4. Track, analyze and report!
I consider myself a creative type, so numbers aren’t my favorite thing. That said, to keep your strategy evolving and to know when you’re doing the right things, you must keep track of how your content is performing.
Hubspot is my marketing automation platform of choice, and features a reporting section that gives insight on page views, conversions, website traffic, email stats, etc. I combine this with Google Analytics and a heat map software called Lucky Orange to create a complete picture of where members of my audience are going and what they are doing on our site.
When I started at MyITpros, cloud computing was a big topic of conversation, and therefore it was also one of our main content themes. But after three quarters, I noticed content around the cloud was consistently low-performing. As a result, I deprioritized that theme when creating the strategy for the next quarter and into the next year, instead allowing more room for topics that were performing well (specifically, security and budgeting assets).
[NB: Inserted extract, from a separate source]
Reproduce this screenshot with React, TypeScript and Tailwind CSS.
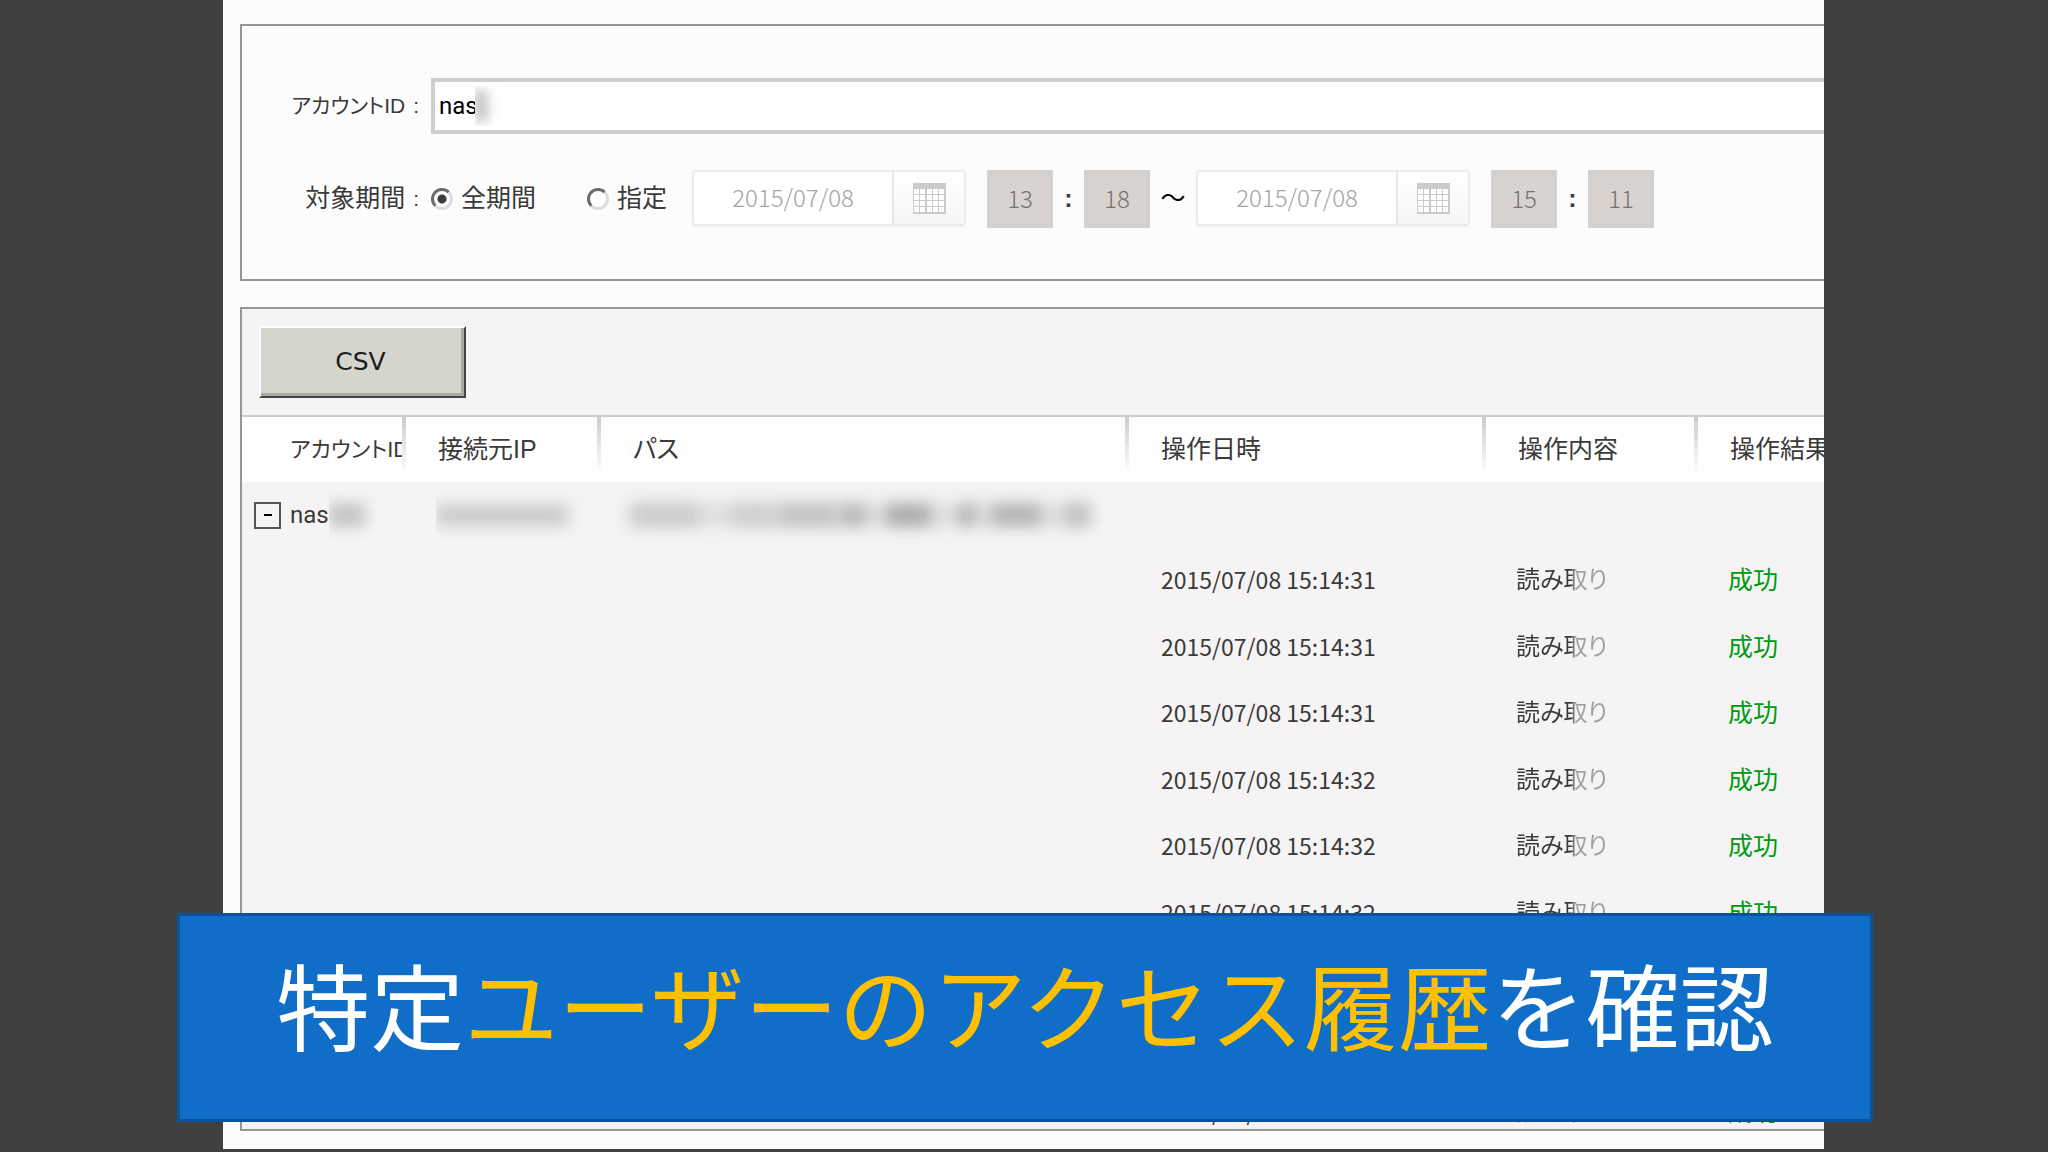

Trends are your friend, and you need to have consistent, repeating data to identify these and make better marketing decisions. Remember those risks I talked about before? Analyzing performance will help you see which ones paid off – you’ll sometimes be surprised at what takes off and what flops!
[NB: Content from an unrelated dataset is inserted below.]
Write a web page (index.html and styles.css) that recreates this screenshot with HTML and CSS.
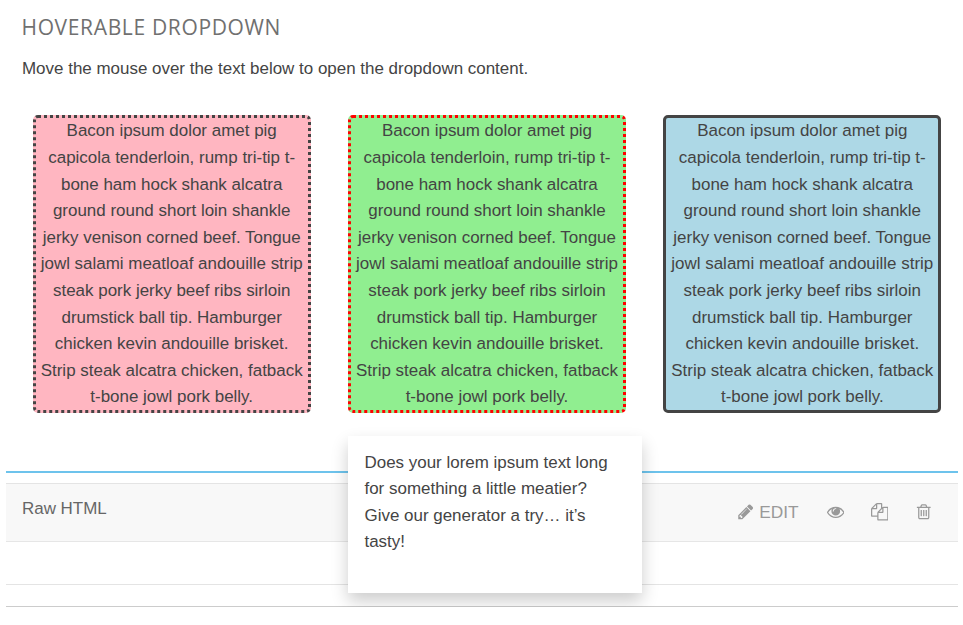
FILE: index.html
```html
<!DOCTYPE html>
<html lang="en">
<head>
    <meta charset="UTF-8">
    <meta name="viewport" content="width=device-width, initial-scale=1.0">
    <title>Hoverable Dropdown</title>

    <link rel="stylesheet" href="styles.css">
</head>
<body>
    <main class="content">
        <h2>Hoverable Dropdown</h2>
        <p class="intro">Move the mouse over the text below to open the dropdown content.</p>

        <div class="columns">
            <div class="box pink">Bacon ipsum dolor amet pig<br>capicola tenderloin, rump tri-tip t-<br>bone ham hock shank alcatra<br>ground round short loin shankle<br>jerky venison corned beef. Tongue<br>jowl salami meatloaf andouille strip<br>steak pork jerky beef ribs sirloin<br>drumstick ball tip. Hamburger<br>chicken kevin andouille brisket.<br>Strip steak alcatra chicken, fatback<br>t-bone jowl pork belly.</div>
            <div class="dropdown">
                <div class="box green">Bacon ipsum dolor amet pig<br>capicola tenderloin, rump tri-tip t-<br>bone ham hock shank alcatra<br>ground round short loin shankle<br>jerky venison corned beef. Tongue<br>jowl salami meatloaf andouille strip<br>steak pork jerky beef ribs sirloin<br>drumstick ball tip. Hamburger<br>chicken kevin andouille brisket.<br>Strip steak alcatra chicken, fatback<br>t-bone jowl pork belly.</div>
                <div class="dropdown-content">
                    <p>Does your lorem ipsum text long<br>for something a little meatier?<br>Give our generator a try… it’s<br>tasty!</p>
                </div>
            </div>
            <div class="box blue">Bacon ipsum dolor amet pig<br>capicola tenderloin, rump tri-tip t-<br>bone ham hock shank alcatra<br>ground round short loin shankle<br>jerky venison corned beef. Tongue<br>jowl salami meatloaf andouille strip<br>steak pork jerky beef ribs sirloin<br>drumstick ball tip. Hamburger<br>chicken kevin andouille brisket.<br>Strip steak alcatra chicken, fatback<br>t-bone jowl pork belly.</div>
        </div>
    </main>

    <section class="block">
        <div class="block-header">
            <span class="block-title">Raw HTML</span>
            <div class="actions">
                <a class="edit">
                    <svg class="icon" viewBox="0 0 1792 1792"><path d="M491 1536l91-91-235-235-91 91v107h128v128h107zm523-928q0-22-22-22-10 0-17 7l-542 542q-7 7-7 17 0 22 22 22 10 0 17-7l542-542q7-7 7-17zm-54-192l416 416-832 832h-416v-416l832-832zm683 96q0 53-37 90l-166 166-416-416 166-165q36-38 90-38 53 0 91 38l235 234q37 39 37 91z"/></svg>
                    <span>EDIT</span>
                </a>
                <svg class="icon" viewBox="0 0 1792 1792"><path d="M1664 960q-152-236-381-353 61 104 61 225 0 185-131.500 316.500t-316.500 131.500-316.500-131.500-131.500-316.500q0-121 61-225-229 117-381 353 133 205 333.500 326.500t434.500 121.500 434.500-121.500 333.500-326.500zm-720-384q0-20-14-34t-34-14q-125 0-214.500 89.500t-89.500 214.500q0 20 14 34t34 14 34-14 14-34q0-86 61-147t147-61q20 0 34-14t14-34zm848 384q0 34-20 69-140 230-376.500 368.500t-499.500 138.500-499.500-139-376.500-368q-20-35-20-69t20-69q140-229 376.500-368t499.500-139 499.500 139 376.500 368q20 35 20 69z"/></svg>
                <svg class="icon" viewBox="0 0 1792 1792"><path d="M1696 384q40 0 68 28t28 68v1216q0 40-28 68t-68 28h-960q-40 0-68-28t-28-68v-288h-544q-40 0-68-28t-28-68v-672q0-40 20-88t48-76l408-408q28-28 76-48t88-20h416q40 0 68 28t28 68v328q68-40 128-40h416zm-544 213l-299 299h299v-299zm-640-384l-299 299h299v-299zm196 647l316-316v-416h-384v416q0 40-28 68t-68 28h-416v640h512v-256q0-40 20-88t48-76zm956 804v-1152h-384v416q0 40-28 68t-68 28h-416v640h896z"/></svg>
                <svg class="icon" viewBox="0 0 1792 1792"><path d="M704 736v576q0 14-9 23t-23 9h-64q-14 0-23-9t-9-23v-576q0-14 9-23t23-9h64q14 0 23 9t9 23zm256 0v576q0 14-9 23t-23 9h-64q-14 0-23-9t-9-23v-576q0-14 9-23t23-9h64q14 0 23 9t9 23zm256 0v576q0 14-9 23t-23 9h-64q-14 0-23-9t-9-23v-576q0-14 9-23t23-9h64q14 0 23 9t9 23zm128 724v-948h-896v948q0 22 7 40.500t14.500 27 10.500 8.500h832q3 0 10.500-8.500t14.500-27 7-40.500zm-672-1076h448l-48-117q-7-9-17-11h-317q-10 2-17 11zm928 32v64q0 14-9 23t-23 9h-96v948q0 83-47 143.500t-113 60.500h-832q-66 0-113-58.500t-47-141.500v-952h-96q-14 0-23-9t-9-23v-64q0-14 9-23t23-9h309l70-167q15-37 54-63t79-26h320q40 0 79 26t54 63l70 167h309q14 0 23 9t9 23z"/></svg>
            </div>
        </div>
        <div class="block-body"></div>
        <div class="block-footer"></div>
    </section>
</body>
</html>
```

FILE: styles.css
```css
* {
    box-sizing: border-box;
}
body {
    margin: 0;
    padding: 0 5px 0 6px;
    font-family: "Liberation Sans", Arial, sans-serif;
    font-size: 16.97px;
    line-height: 26.6px;
    color: #444;
    background: white;
}
.content {
    height: 473px;
    padding: 13px 16px 0;
    border-bottom: 2px solid #6dc3ec;
}
h2 {
    margin: 0 0 0 -0.5px;
    font-family: "Open Sans", sans-serif;
    font-size: 21px;
    font-weight: 400;
    line-height: 28px;
    letter-spacing: 0.65px;
    text-transform: uppercase;
    color: #707070;
}
.intro {
    margin: 15px 0 0;
}
.columns {
    display: grid;
    grid-template-columns: repeat(3, 278px);
    column-gap: 37.3px;
    margin: 32px 0 0 10.7px;
}
.box {
    height: 298px;
    padding-top: 0.8px;
    border: 3px dotted #444;
    border-radius: 5px;
    text-align: center;
    white-space: nowrap;
}
.pink {
    background-color: lightpink;
}
.green {
    background-color: lightgreen;
    border-color: red;
}
.blue {
    background-color: lightblue;
    border-style: solid;
}
.dropdown {
    position: relative;
}
.dropdown-content {
    position: absolute;
    top: 321px;
    left: 0;
    z-index: 1; /* Opens over the block below */
    width: 294px;
    height: 157px;
    padding: 14px 16.5px;
    background-color: white;
    box-shadow: 0 8px 16px rgba(0, 0, 0, 0.2);
}
.dropdown-content p {
    margin: 0;
}
.block {
    margin-top: 10px;
    border-bottom: 1px solid #ccc;
}
.block-header {
    display: flex;
    justify-content: space-between;
    height: 59px;
    padding: 11px 26px 0 16px;
    background-color: #f8f8f8;
    border-top: 1px solid #e4e4e4;
    border-bottom: 1px solid #e6e6e6;
}
.block-title {
    padding-top: 1px;
    color: #666;
}
.actions {
    display: flex;
    align-items: center;
    gap: 26.3px;
    height: 34px;
    color: #999;
}
.edit {
    display: flex;
    align-items: center;
    gap: 5px;
    margin-right: 2px;
    font-size: 17.3px;
}
.icon {
    width: 17.5px;
    height: 17.5px;
    fill: #999;
}
.block-body {
    height: 43px;
    border-bottom: 1px solid #e4e4e4;
}
.block-footer {
    height: 21px;
}
```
Your strategy should never be fixed, as it’s always an evolving entity. But don’t just throw spaghetti at the wall (at least, not always). Rather, use data to help you make the right decisions for your audience and to justify marketing costs.
Creating content for the IT industry may not be the hippest niche, but the challenge of finding the right audience and maintaining a balance between interesting and informative is a puzzle I come into work every day ready to solve!
Your content needs to speak to and problem-solve for your defined audience in a language it understands, and it’s important to deliver that message in diverse ways to ensure a strategy that positions your company as an authoritative thought leader.